Once that Pandora’s box was opened, though, it could never be closed again. Though it’s led to great highs, it also led to the appalling abuse aimed at Chris Hughton, Delia & Michael and others. We want much more than we did before – and we want it now (and cheap).
It’s a strange thing that there was less frustration and unhappiness back in the mediocre days than in more recent times. But overall I wouldn’t want to return to the days of low expectations. Being involved in promotion or relegation battles (much more likely these days with the play-offs, of course) is fun, even if wearing on the nerves.
I can take the highs and the lows, just not the mindless abuse to players and managers that comes with lurching from one to the other. I grew up watching NCFC in the mediocre days of the 80s – mid table certainties with the occasional flirt with relegation or a cup run to keep you on your toes. There were often 10,000 fewer fans at CR than now but the football was great and the atmosphere always electric. The moaners in the River End back then (“get up the pitch, Rosaaaario!”) seem quite quaint compared to now.

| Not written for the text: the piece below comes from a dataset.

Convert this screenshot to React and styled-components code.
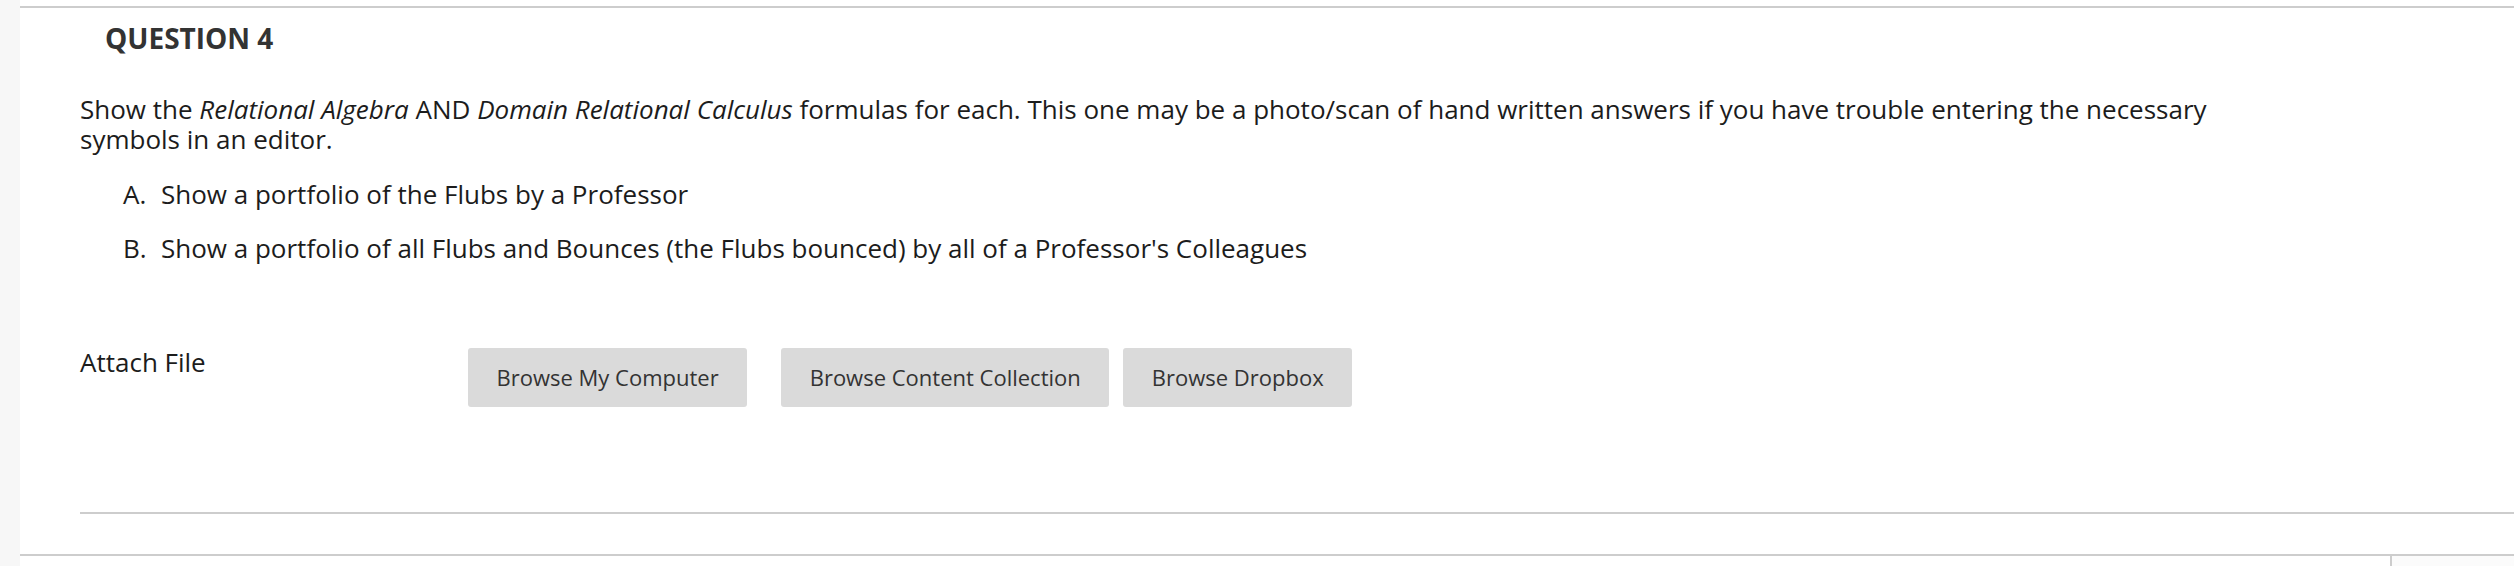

This talk of mediocrity is quite an interesting subject; and it shows how the period when you start to follow your club determines your expectations. I became one of the faithful around late ’91/early ‘92, when nothing much had happened for a while, although there had been the kind of top-flight seasons that would constitute a miracle now. Then came a cup run which led to the FA Cup semi-final and after it THAT season, then the European run. The season that followed that saw us relegated. I had just about experienced the highest highs and the lowest low possible as a supporter in little over three years.
So, for me, August ’95 to May ’04 was almost all mediocrity; time spent in the Championship without looking like we’d go down or up for the most of it, until 03/04 (except for the play-off final in 2002, which was both exciting and heart breaking, although we only scraped into sixth place on the last day on goal difference).
Expectations, which are always tailored to the individual, cut with a very personal cloth, have a lot to answer for.